Directions for this task: Compile every line that includes the word "draws".

======== Record extracts

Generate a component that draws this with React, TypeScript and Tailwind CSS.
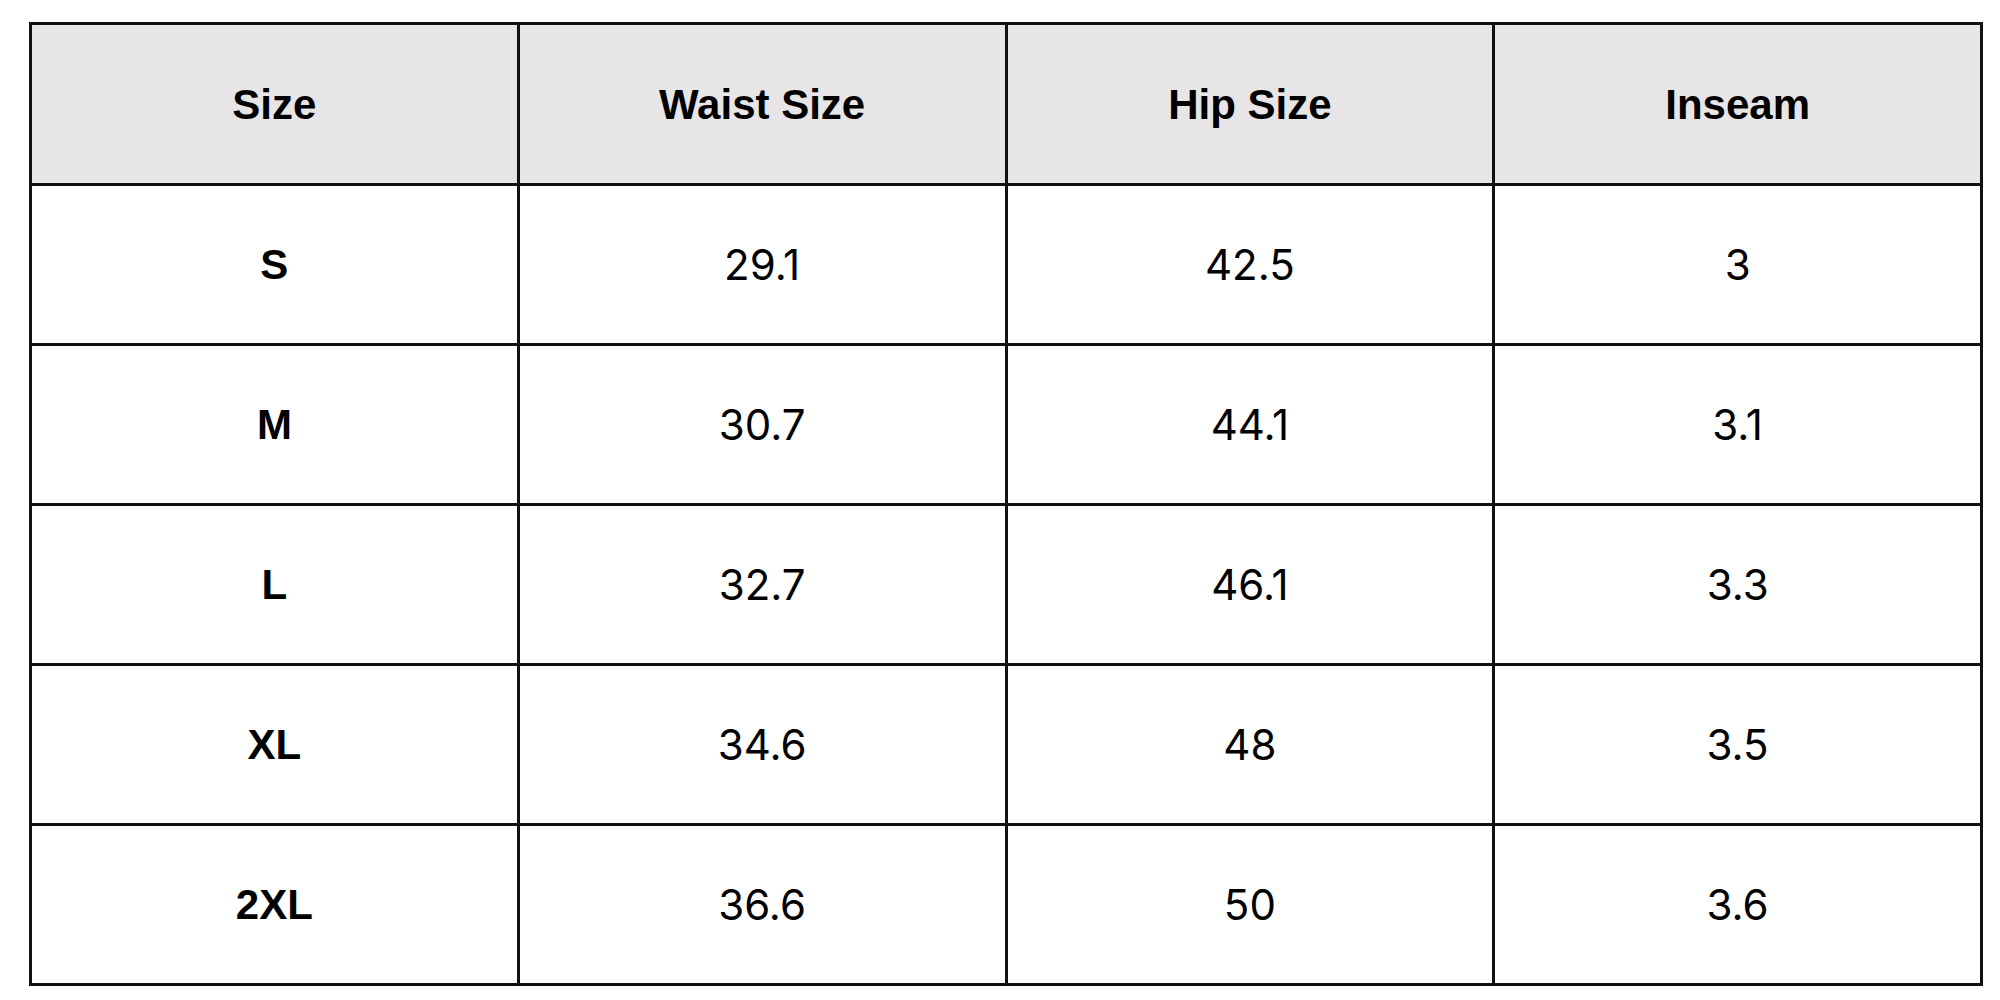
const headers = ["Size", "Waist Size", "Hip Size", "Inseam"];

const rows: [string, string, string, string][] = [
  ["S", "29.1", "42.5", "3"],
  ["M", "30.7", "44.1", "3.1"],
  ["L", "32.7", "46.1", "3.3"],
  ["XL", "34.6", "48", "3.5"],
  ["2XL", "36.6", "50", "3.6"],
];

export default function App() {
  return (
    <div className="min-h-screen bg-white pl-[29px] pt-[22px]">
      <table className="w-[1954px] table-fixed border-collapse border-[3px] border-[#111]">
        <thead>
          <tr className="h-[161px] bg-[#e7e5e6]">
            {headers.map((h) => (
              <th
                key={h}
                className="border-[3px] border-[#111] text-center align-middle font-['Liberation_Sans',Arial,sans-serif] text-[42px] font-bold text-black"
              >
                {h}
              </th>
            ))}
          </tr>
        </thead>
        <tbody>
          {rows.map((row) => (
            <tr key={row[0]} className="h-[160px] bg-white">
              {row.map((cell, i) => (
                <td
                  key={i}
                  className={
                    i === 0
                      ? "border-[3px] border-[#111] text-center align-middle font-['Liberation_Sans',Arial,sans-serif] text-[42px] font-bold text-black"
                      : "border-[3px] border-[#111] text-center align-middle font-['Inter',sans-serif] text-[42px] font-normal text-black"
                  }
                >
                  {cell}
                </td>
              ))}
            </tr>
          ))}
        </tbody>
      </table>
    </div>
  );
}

================
======== Record extracts

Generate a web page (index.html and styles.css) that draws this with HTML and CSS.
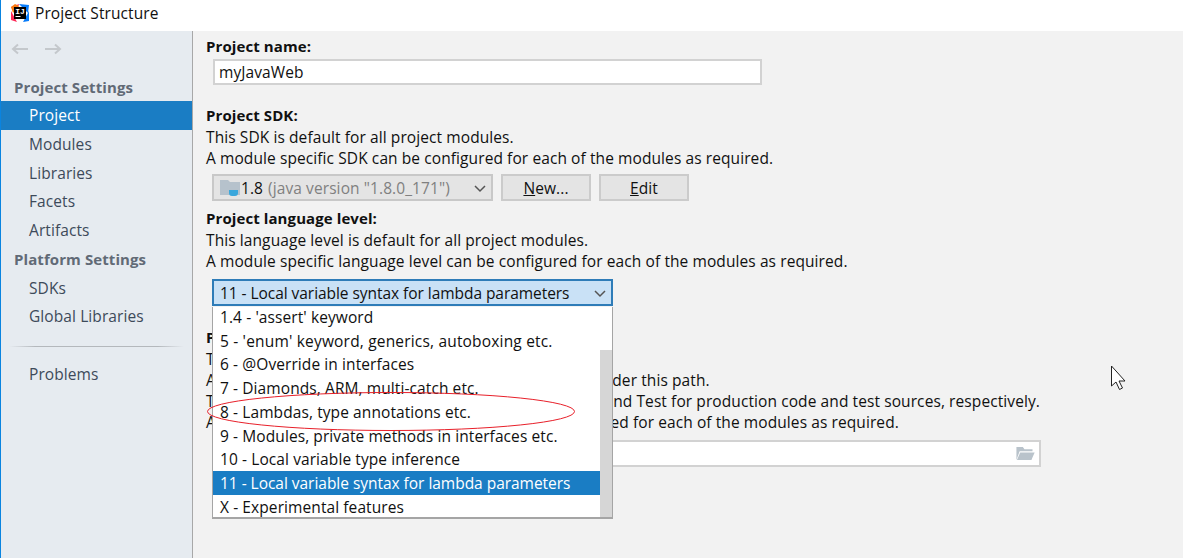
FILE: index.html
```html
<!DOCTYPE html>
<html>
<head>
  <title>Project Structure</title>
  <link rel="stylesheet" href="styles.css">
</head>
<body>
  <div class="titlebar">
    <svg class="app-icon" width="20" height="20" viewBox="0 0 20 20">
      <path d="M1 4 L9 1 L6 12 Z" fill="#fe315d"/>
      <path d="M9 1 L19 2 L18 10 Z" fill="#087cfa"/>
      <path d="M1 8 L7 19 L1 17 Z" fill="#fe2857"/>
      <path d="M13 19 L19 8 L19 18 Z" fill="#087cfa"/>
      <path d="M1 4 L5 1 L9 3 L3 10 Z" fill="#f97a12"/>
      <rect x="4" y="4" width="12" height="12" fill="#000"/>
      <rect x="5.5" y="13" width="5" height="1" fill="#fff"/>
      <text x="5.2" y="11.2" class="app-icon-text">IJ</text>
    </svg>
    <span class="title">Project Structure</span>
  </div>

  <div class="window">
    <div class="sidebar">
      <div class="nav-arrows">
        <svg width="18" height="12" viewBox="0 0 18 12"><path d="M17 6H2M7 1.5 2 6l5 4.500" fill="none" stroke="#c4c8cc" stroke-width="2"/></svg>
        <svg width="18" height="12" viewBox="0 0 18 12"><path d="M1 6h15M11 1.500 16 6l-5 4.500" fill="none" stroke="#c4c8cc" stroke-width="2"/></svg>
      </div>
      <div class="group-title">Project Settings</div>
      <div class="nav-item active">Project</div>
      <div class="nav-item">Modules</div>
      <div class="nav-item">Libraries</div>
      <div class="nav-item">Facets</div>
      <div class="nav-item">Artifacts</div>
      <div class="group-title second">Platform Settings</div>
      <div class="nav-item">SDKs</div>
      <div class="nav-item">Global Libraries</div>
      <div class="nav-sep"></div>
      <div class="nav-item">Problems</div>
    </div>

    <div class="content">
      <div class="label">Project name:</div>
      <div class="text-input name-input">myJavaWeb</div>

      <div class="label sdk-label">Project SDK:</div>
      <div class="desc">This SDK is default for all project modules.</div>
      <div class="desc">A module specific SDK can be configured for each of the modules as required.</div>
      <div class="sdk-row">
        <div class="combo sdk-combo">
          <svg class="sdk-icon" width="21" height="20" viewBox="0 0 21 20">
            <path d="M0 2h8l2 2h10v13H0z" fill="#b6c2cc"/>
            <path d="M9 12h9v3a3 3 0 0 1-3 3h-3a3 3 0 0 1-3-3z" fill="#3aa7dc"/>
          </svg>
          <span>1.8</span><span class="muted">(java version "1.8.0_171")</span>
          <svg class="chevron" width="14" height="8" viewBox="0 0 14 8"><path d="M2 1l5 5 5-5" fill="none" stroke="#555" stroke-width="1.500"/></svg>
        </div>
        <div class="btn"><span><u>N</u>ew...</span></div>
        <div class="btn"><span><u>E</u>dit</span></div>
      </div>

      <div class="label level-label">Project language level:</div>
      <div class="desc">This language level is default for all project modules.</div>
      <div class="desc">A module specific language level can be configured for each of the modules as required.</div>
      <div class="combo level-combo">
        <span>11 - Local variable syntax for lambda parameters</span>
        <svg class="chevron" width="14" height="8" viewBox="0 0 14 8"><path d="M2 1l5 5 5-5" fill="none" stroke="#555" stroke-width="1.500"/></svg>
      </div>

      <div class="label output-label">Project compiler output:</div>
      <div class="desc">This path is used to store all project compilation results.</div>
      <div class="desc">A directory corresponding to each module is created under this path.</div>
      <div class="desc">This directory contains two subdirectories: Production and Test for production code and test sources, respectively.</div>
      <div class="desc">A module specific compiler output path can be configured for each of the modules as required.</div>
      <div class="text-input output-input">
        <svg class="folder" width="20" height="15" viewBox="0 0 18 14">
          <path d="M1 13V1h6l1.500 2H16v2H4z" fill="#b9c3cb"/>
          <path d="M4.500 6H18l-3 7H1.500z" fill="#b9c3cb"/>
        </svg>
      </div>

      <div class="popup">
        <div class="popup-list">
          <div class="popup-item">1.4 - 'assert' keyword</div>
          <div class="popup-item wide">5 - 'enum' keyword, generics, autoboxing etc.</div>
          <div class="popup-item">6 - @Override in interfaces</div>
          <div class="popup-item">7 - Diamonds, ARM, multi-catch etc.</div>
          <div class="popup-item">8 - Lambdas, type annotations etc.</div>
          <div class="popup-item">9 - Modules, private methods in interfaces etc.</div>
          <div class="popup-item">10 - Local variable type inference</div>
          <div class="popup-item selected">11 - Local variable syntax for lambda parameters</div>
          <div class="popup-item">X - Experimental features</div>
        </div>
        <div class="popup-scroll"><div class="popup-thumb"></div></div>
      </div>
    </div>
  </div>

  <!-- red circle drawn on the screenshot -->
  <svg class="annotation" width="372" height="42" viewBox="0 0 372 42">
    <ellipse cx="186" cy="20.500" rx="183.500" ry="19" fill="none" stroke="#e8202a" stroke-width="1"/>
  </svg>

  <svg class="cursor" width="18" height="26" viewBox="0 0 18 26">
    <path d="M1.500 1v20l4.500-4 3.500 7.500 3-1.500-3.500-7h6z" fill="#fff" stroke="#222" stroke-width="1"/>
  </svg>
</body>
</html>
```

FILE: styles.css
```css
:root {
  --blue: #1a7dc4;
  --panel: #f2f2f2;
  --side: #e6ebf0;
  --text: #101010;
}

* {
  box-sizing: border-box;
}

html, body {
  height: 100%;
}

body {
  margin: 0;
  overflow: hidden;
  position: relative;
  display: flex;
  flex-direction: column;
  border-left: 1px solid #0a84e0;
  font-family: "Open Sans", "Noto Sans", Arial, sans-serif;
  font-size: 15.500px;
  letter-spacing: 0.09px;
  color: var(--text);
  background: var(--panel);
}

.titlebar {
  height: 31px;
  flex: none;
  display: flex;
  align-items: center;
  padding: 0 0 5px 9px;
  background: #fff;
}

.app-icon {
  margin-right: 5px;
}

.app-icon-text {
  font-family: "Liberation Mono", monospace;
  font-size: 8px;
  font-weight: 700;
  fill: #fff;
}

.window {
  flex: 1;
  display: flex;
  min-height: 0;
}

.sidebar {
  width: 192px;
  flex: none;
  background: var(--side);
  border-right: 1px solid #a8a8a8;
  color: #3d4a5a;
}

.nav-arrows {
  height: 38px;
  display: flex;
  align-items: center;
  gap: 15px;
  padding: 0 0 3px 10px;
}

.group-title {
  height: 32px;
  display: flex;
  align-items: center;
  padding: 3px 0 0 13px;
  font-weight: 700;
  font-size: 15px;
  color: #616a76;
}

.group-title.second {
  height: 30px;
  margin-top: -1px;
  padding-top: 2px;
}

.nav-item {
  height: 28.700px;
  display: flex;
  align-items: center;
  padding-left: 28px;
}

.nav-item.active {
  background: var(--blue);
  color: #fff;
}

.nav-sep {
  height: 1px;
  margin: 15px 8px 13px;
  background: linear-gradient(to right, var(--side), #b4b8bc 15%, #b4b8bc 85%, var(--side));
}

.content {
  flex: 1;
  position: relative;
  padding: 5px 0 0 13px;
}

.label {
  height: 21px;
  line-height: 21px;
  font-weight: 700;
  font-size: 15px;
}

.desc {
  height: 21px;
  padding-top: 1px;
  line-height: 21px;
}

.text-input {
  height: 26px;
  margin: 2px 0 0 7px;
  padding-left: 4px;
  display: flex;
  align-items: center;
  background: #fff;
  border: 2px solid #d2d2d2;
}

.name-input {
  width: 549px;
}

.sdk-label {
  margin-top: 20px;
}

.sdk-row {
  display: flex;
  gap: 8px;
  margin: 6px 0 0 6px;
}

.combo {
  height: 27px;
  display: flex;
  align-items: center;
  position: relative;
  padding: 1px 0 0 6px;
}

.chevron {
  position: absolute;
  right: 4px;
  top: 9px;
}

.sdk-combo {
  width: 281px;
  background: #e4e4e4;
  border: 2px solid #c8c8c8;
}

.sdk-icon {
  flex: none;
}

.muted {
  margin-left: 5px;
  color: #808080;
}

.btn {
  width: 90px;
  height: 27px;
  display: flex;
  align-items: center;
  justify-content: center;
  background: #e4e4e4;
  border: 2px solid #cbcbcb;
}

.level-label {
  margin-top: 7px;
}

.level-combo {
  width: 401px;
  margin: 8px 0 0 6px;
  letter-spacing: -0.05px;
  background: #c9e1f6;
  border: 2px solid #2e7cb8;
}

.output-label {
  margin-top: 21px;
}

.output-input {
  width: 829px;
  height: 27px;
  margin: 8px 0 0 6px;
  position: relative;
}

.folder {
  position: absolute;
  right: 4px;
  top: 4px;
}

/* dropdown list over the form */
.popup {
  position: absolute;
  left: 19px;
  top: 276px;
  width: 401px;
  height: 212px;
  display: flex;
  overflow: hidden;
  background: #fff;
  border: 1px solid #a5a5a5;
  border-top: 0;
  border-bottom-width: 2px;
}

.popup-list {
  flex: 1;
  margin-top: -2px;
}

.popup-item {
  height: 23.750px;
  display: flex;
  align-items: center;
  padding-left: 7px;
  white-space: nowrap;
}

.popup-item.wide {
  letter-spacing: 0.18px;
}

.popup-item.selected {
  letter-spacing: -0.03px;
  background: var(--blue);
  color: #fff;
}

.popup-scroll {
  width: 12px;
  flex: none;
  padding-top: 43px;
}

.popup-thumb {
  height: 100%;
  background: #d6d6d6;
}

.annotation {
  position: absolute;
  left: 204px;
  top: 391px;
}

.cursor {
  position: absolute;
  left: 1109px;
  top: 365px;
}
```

================

Response to this exercise:
Generate a component that draws this with React, TypeScript and Tailwind CSS.
Generate a web page (index.html and styles.css) that draws this with HTML and CSS.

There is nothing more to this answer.